Take pain, discomfort, and inconvenience, for example. More than 4,300 cyclists who will bicycle up to 192 miles across
the Commonwealth today and tomorrow will suffer from burning quads, heat prostration, sore butts, and many other physical
maladies. They'll line up and wait to use public toilets. They'll sleep four to a dorm room with no air conditioning and little
ventilation, or in tents on a green. They'll arise at 4:30 a.m. for their first cup of coffee.
Why bother?
Participants in the Pan-Mass challenge come from 30 states and six countries to be part of something greater than themselves.

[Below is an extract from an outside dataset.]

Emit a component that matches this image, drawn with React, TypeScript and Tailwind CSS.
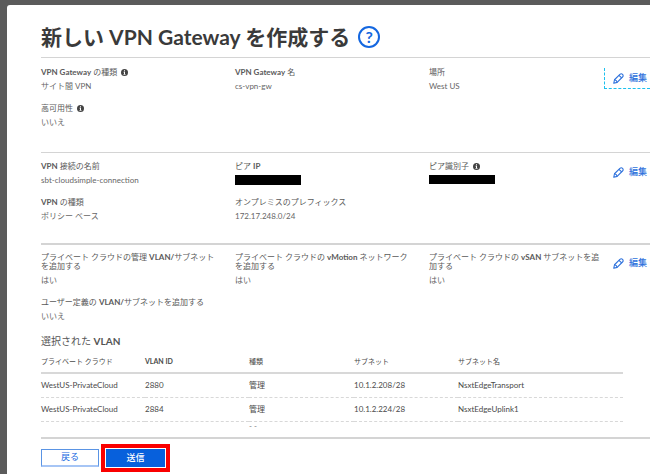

By raising money for cancer research with each mile they pedal, they will do something to lessen human suffering, even while
ensuring their own. In fact, it is this overcoming of physical challenges and hardships that brings the ultimate reward: the
satisfaction born of exhaustion.
Immediately after the first PMC in 1980, the feedback I received from the 36 cyclists who rode the 220 miles from Springfield
to Provincetown told me that I had tapped into something important. Although I had made about every mistake possible as an
event coordinator (everyone got lost and we ran out of food), those who rode felt they were a part of a greater cause. They
had become a part of a team working to raise money for the Jimmy Fund to aid cancer research and treatment.
Since then, athletic fund-raising has become a $1 billion industry and the PMC generates nearly 50 percent of the Jimmy
Fund's annual budget. The reason for the industry's growth is that the PMC -- and every other well-intended, sweat-equity
event -- allows people the opportunity to see and work outside themselves. There are few, if any, occasions for 7,000 people
(cyclists and volunteers) to work together as one big cog in the wheel of progress.

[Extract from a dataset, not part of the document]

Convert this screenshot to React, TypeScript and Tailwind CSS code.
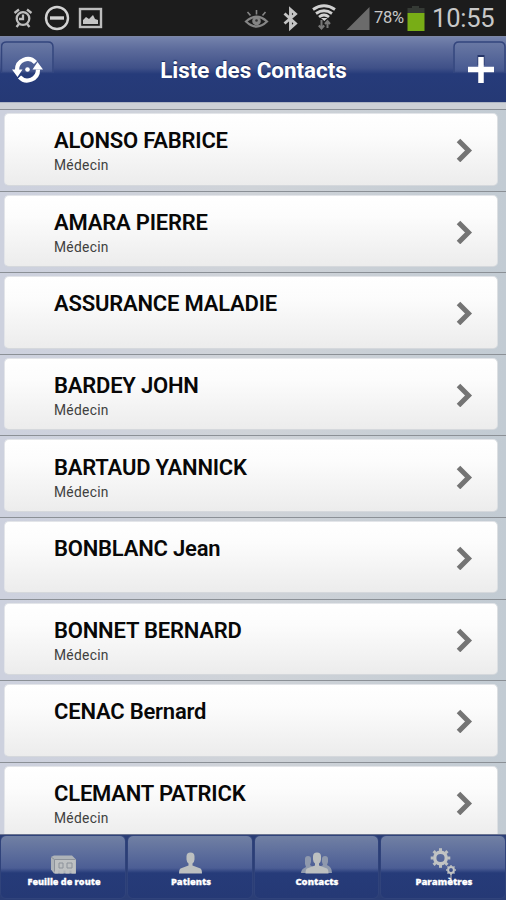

Every athletic fund-raising event capitalizes on the essential decency of the human condition, and that, as human beings,
one of our greatest needs is to contribute. The PMC gives some people a physical way to deal with their grief over the loss
of loved ones. It gives others an active way to fight when friends and family are battling cancer.

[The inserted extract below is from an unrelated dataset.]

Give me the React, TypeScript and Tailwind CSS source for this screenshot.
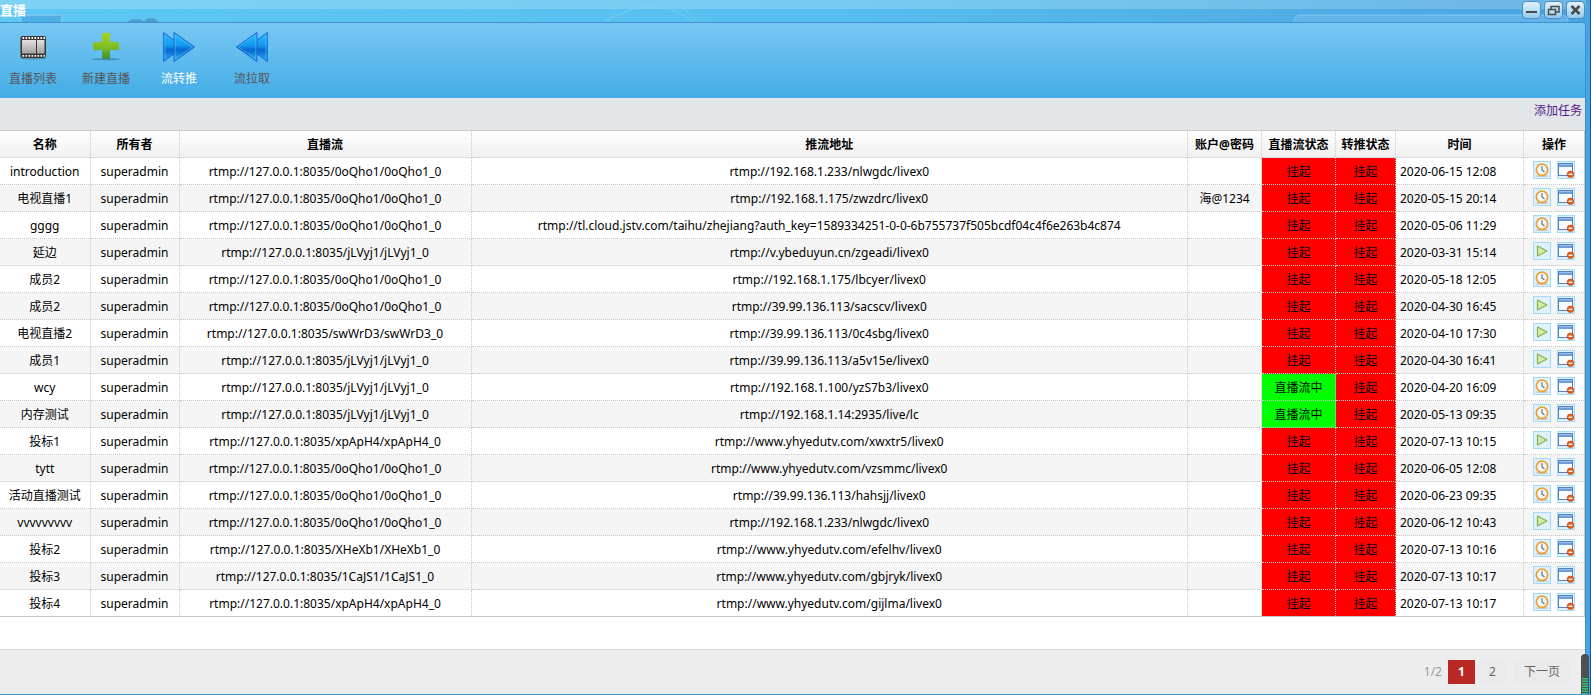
import type { ReactNode } from "react";
import clsx from "clsx";

type Task = {
  name: string;
  stream: string;
  target: string;
  account?: string;
  live?: boolean;
  time: string;
  action: "clock" | "play";
};

const TASKS: Task[] = [
  { name: "introduction", stream: "0oQho1", target: "192.168.1.233/nlwgdc/livex0", time: "2020-06-15 12:08", action: "clock" },
  { name: "电视直播1", stream: "0oQho1", target: "192.168.1.175/zwzdrc/livex0", account: "海@1234", time: "2020-05-15 20:14", action: "clock" },
  { name: "gggg", stream: "0oQho1", target: "tl.cloud.jstv.com/taihu/zhejiang?auth_key=1589334251-0-0-6b755737f505bcdf04c4f6e263b4c874", time: "2020-05-06 11:29", action: "clock" },
  { name: "延边", stream: "jLVyj1", target: "v.ybeduyun.cn/zgeadi/livex0", time: "2020-03-31 15:14", action: "play" },
  { name: "成员2", stream: "0oQho1", target: "192.168.1.175/lbcyer/livex0", time: "2020-05-18 12:05", action: "clock" },
  { name: "成员2", stream: "0oQho1", target: "39.99.136.113/sacscv/livex0", time: "2020-04-30 16:45", action: "play" },
  { name: "电视直播2", stream: "swWrD3", target: "39.99.136.113/0c4sbg/livex0", time: "2020-04-10 17:30", action: "play" },
  { name: "成员1", stream: "jLVyj1", target: "39.99.136.113/a5v15e/livex0", time: "2020-04-30 16:41", action: "play" },
  { name: "wcy", stream: "jLVyj1", target: "192.168.1.100/yzS7b3/livex0", live: true, time: "2020-04-20 16:09", action: "clock" },
  { name: "内存测试", stream: "jLVyj1", target: "192.168.1.14:2935/live/lc", live: true, time: "2020-05-13 09:35", action: "clock" },
  { name: "投标1", stream: "xpApH4", target: "www.yhyedutv.com/xwxtr5/livex0", time: "2020-07-13 10:15", action: "play" },
  { name: "tytt", stream: "0oQho1", target: "www.yhyedutv.com/vzsmmc/livex0", time: "2020-06-05 12:08", action: "clock" },
  { name: "活动直播测试", stream: "0oQho1", target: "39.99.136.113/hahsjj/livex0", time: "2020-06-23 09:35", action: "clock" },
  { name: "vvvvvvvvv", stream: "0oQho1", target: "192.168.1.233/nlwgdc/livex0", time: "2020-06-12 10:43", action: "play" },
  { name: "投标2", stream: "XHeXb1", target: "www.yhyedutv.com/efelhv/livex0", time: "2020-07-13 10:16", action: "clock" },
  { name: "投标3", stream: "1CaJS1", target: "www.yhyedutv.com/gbjryk/livex0", time: "2020-07-13 10:17", action: "clock" },
  { name: "投标4", stream: "xpApH4", target: "www.yhyedutv.com/gijlma/livex0", time: "2020-07-13 10:17", action: "clock" },
];

const COLUMNS = [
  { label: "名称", width: "w-[90px]" },
  { label: "所有者", width: "w-[89px]" },
  { label: "直播流", width: "w-[292px]" },
  { label: "推流地址", width: "" },
  { label: "账户@密码", width: "w-[74px]" },
  { label: "直播流状态", width: "w-[74px]" },
  { label: "转推状态", width: "w-[60px]" },
  { label: "时间", width: "w-[128px]" },
  { label: "操作", width: "w-[61px]" },
];

function FilmIcon() {
  return (
    <svg width="32" height="32" viewBox="0 0 32 32" aria-hidden="true">
      <defs>
        <linearGradient id="film" x1="0" y1="0" x2="0" y2="1">
          <stop offset="0" stopColor="#e2e2e2" />
          <stop offset="1" stopColor="#a2a2a2" />
        </linearGradient>
      </defs>
      <ellipse cx="16" cy="27.500" rx="13" ry="1" fill="#3d6c8a" opacity=".5" />
      <rect x="3.500" y="5" width="25.500" height="22" rx="2" fill="#3b3634" />
      <rect x="5" y="9" width="14" height="13.500" fill="url(#film)" />
      <rect x="20" y="9" width="7.500" height="13.500" fill="url(#film)" />
      <path d="M5.500 7h22.500M5.500 24.800h22.500" stroke="#fff" strokeWidth="1.800" strokeDasharray="1.600 1.400" />
    </svg>
  );
}

function PlusIcon() {
  return (
    <svg width="32" height="32" viewBox="0 0 32 32" aria-hidden="true">
      <defs>
        <linearGradient id="plus" x1="0" y1="0" x2="0" y2="1">
          <stop offset="0" stopColor="#a9d51c" />
          <stop offset=".55" stopColor="#7dbd25" />
          <stop offset="1" stopColor="#3f8f34" />
        </linearGradient>
      </defs>
      <ellipse cx="16" cy="28.200" rx="14" ry="1" fill="#2b6f9c" opacity=".6" />
      <path d="M13.500 2h5q1.500 0 1.500 1.500V11h7.500q1.500 0 1.500 1.500v5q0 1.500-1.500 1.500H20v7.500q0 1.500-1.500 1.500h-5q-1.500 0-1.500-1.500V19H4.500Q3 19 3 17.500v-5Q3 11 4.500 11H12V3.500Q12 2 13.500 2z" fill="url(#plus)" />
    </svg>
  );
}

function ArrowsIcon({ reverse }: { reverse?: boolean }) {
  return (
    <svg width="32" height="32" viewBox="0 0 32 32" aria-hidden="true">
      <defs>
        <linearGradient id="arrows" x1="0" y1="0" x2="0" y2="1">
          <stop offset="0" stopColor="#2cc0ff" />
          <stop offset=".45" stopColor="#1698ee" />
          <stop offset=".6" stopColor="#0767d0" />
          <stop offset="1" stopColor="#2fb4f8" />
        </linearGradient>
      </defs>
      <g transform={reverse ? "matrix(-1 0 0 1 32 0)" : undefined} fill="url(#arrows)" stroke="#1763d8" strokeLinejoin="round">
        <path d="M.7 1.500v29L20 16z" />
        <path d="M11 1.500v29L31.500 16z" />
        <path d="M2 4.500v23M12.200 4v24L29.500 16z" fill="none" stroke="#5fd0ff" strokeWidth=".7" opacity=".7" />
      </g>
    </svg>
  );
}

function ClockIcon() {
  return (
    <svg width="16" height="16" viewBox="0 0 16 16" aria-hidden="true">
      <ellipse cx="8" cy="14" rx="6.500" ry="1" fill="#9aa9b3" opacity=".5" />
      <circle cx="8" cy="7.800" r="5.700" fill="#f4f7fb" stroke="#eda233" strokeWidth="1.800" />
      <path d="M8 4.200V8l2.500 2" fill="none" stroke="#707b86" strokeWidth="1.300" />
    </svg>
  );
}

function PlayIcon() {
  return (
    <svg width="16" height="16" viewBox="0 0 16 16" aria-hidden="true">
      <path d="M3.500 3v10L13 8z" fill="#d4eba8" stroke="#86b054" strokeWidth="1.200" strokeLinejoin="round" />
    </svg>
  );
}

function RemoveIcon() {
  return (
    <svg width="16" height="16" viewBox="0 0 16 16" aria-hidden="true">
      <rect x=".5" y="1.500" width="14" height="12" fill="#f8fbff" stroke="#5781bd" />
      <path d="M1 2h13v3H1z" fill="#6f9bdb" />
      <path d="M1 2.500h13" stroke="#9dc0ef" />
      <circle cx="12.500" cy="12.300" r="3.300" fill="#e0601c" stroke="#bd4208" strokeWidth=".6" />
      <path d="M10.600 12.300h3.800" stroke="#fff" strokeWidth="1.300" />
    </svg>
  );
}

function ToolButton({ label, active, children }: { label: string; active?: boolean; children: ReactNode }) {
  return (
    <button
      type="button"
      className={clsx("flex w-[66px] flex-col items-center gap-2 pt-2", active ? "text-white" : "text-[#555]")}
    >
      {children}
      <span className="leading-4">{label}</span>
    </button>
  );
}

function WindowButton({ label, children }: { label: string; children: ReactNode }) {
  return (
    <button
      type="button"
      aria-label={label}
      className="flex h-[18px] w-[19px] items-center justify-center rounded-sm border border-[#4a8fbd] bg-linear-to-b from-[#e4f2fb] to-[#8fcbee]"
    >
      <svg width="13" height="14" viewBox="0 0 13 14" fill="none" stroke="#4a4a4a" strokeWidth="2" aria-hidden="true">
        {children}
      </svg>
    </button>
  );
}

function StatusCell({ live }: { live?: boolean }) {
  return <td className={live ? "bg-[#00ff00]" : "bg-[#ff0000]"}>{live ? "直播流中" : "挂起"}</td>;
}

function IconButton({ label, children }: { label: string; children: ReactNode }) {
  return (
    <button
      type="button"
      aria-label={label}
      className="flex size-[18px] items-center justify-center border border-[#a3daf8] bg-[#dff1fb]"
    >
      {children}
    </button>
  );
}

function TitleBar() {
  return (
    <header className="relative flex h-[22px] items-start justify-between bg-linear-to-r from-[#5ec8f3] via-[#57bff0] via-50% to-[#4ba4df] pr-px">
      {/* Wallpaper seen through the glass frame */}
      <svg className="absolute inset-0 size-full" aria-hidden="true">
        <rect width="100%" height="9" fill="#fff" opacity=".2" />
        <rect x="21" y="15" width="41" height="12" fill="#4eb0e4" stroke="#74c6ee" strokeWidth="2" />
        <ellipse cx="136" cy="24" rx="9" ry="5" fill="#4b9fca" />
        <ellipse cx="151" cy="23" rx="7" ry="5" fill="#4b9fca" />
        <path d="M604 22Q655-8 694 22M608 22Q618 6 627 0M672 0Q684 8 698 22" fill="none" stroke="#82d9f6" opacity=".5" />
      </svg>
      <svg className="absolute right-[17px] top-[14px] h-2 w-[276px]" aria-hidden="true">
        <rect x="1" y="1" width="274" height="20" rx="6" fill="#62b4e8" stroke="#80cbf3" />
      </svg>
      <h1 className="relative text-[13px] leading-5 font-bold text-white">直播</h1>
      <div className="relative flex gap-[3px] pt-px">
        <WindowButton label="最小化">
          <path d="M1 9h11" />
        </WindowButton>
        <WindowButton label="还原">
          <path d="M4 6V3.500h8V9H9" strokeWidth="1.500" />
          <path d="M1.500 6.500h7v5h-7z" strokeWidth="1.500" />
        </WindowButton>
        <WindowButton label="关闭">
          <path d="m2.500 3 8 8m0-8-8 8" strokeWidth="2.500" />
        </WindowButton>
      </div>
    </header>
  );
}

export default function App() {
  return (
    <div className="relative flex min-h-screen flex-col border-r border-b border-r-[#0d559f] border-b-[#3d9bd6] bg-[#48a4df] pr-1 font-['Noto_Sans','Noto_Sans_CJK_SC',sans-serif] text-xs text-black">
      <TitleBar />

      <main className="flex grow flex-col border-t border-r border-[#3a8fcf] bg-white">
        <nav className="flex h-[75px] gap-[7px] bg-linear-to-b from-[#78c8f3] to-[#41ace6]">
          <ToolButton label="直播列表">
            <FilmIcon />
          </ToolButton>
          <ToolButton label="新建直播">
            <PlusIcon />
          </ToolButton>
          <ToolButton label="流转推" active>
            <ArrowsIcon />
          </ToolButton>
          <ToolButton label="流拉取">
            <ArrowsIcon reverse />
          </ToolButton>
        </nav>

        <div className="flex h-8 items-start justify-end bg-[#e2e6e9] px-[3px] py-[5px]">
          <a href="#add" className="leading-4 text-[#551a8b]">
            添加任务
          </a>
        </div>

        <table className="w-full table-fixed border-collapse border-y border-r border-[#c8c8c8] text-center leading-4">
          <thead>
            <tr className="h-[27px] bg-linear-to-b from-white to-[#efefef]">
              {COLUMNS.map(({ label, width }) => (
                <th
                  key={label}
                  className={clsx("border-r border-b border-dotted border-[#c8c8c8] px-0 pt-0.5 pb-0 font-bold whitespace-nowrap last:border-r-0", width)}
                >
                  {label}
                </th>
              ))}
            </tr>
          </thead>
          <tbody className="[&_td]:border-r [&_td]:border-b [&_td]:border-dotted [&_td]:border-[#c8c8c8] [&_td]:px-0 [&_td]:pt-0.5 [&_td]:pb-0 [&_tr:last-child_td]:border-b-0">
            {TASKS.map((task, i) => (
              <tr key={i} className="h-[27px] even:bg-[#f5f5f5]">
                <td className="whitespace-nowrap">{task.name}</td>
                <td>superadmin</td>
                <td>{`rtmp://127.0.0.1:8035/${task.stream}/${task.stream}_0`}</td>
                <td>{`rtmp://${task.target}`}</td>
                <td>{task.account}</td>
                <StatusCell live={task.live} />
                <StatusCell />
                <td className="text-left">
                  <span className="pl-1">{task.time}</span>
                </td>
                <td>
                  <div className="flex justify-center gap-1.5 pb-1">
                    <IconButton label={task.action === "clock" ? "定时" : "开始"}>
                      {task.action === "clock" ? <ClockIcon /> : <PlayIcon />}
                    </IconButton>
                    <IconButton label="删除">
                      <RemoveIcon />
                    </IconButton>
                  </div>
                </td>
              </tr>
            ))}
          </tbody>
        </table>

        <footer className="mt-auto flex h-[45px] items-center justify-end border-t border-dotted border-[#c8c8c8] bg-[#ededed] pr-[15px] text-[#666]">
          <span className="mr-1.5 text-[#999]">1/2</span>
          <button type="button" className="mr-1 h-6 w-[27px] bg-[#b92825] font-bold text-white">
            1
          </button>
          <button type="button" className="mr-2 h-6 w-[27px] bg-[#eaeaea]">
            2
          </button>
          <button type="button" className="h-6 w-14 bg-[#eaeaea]">
            下一页
          </button>
        </footer>
      </main>

      {/* Level meter over the window corner */}
      <svg className="absolute right-px bottom-0 h-10 w-2" aria-hidden="true">
        <rect width="8" height="46" rx="4" fill="#4b5056" />
        <path d="M4 24v16" stroke="#35c46c" strokeWidth="6" strokeDasharray="1.500 1" />
      </svg>
    </div>
  );
}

It helps them understand that we are all -- by choice or default -- a part of a larger community.
In 2007, for the first time in decades, cancer research funded by the National Cancer Institute will stand still. With
inflation and rising costs, cancer research will receive less government funding, which makes the PMC, and other athletic
fund-raising events like it, not just a good idea, but critically necessary.
One in 3 of us can expect to be afflicted with cancer. One thing we can all count on is that PMC cyclists will be on
the roads the first weekend of every August riding for all of us, rain or shine.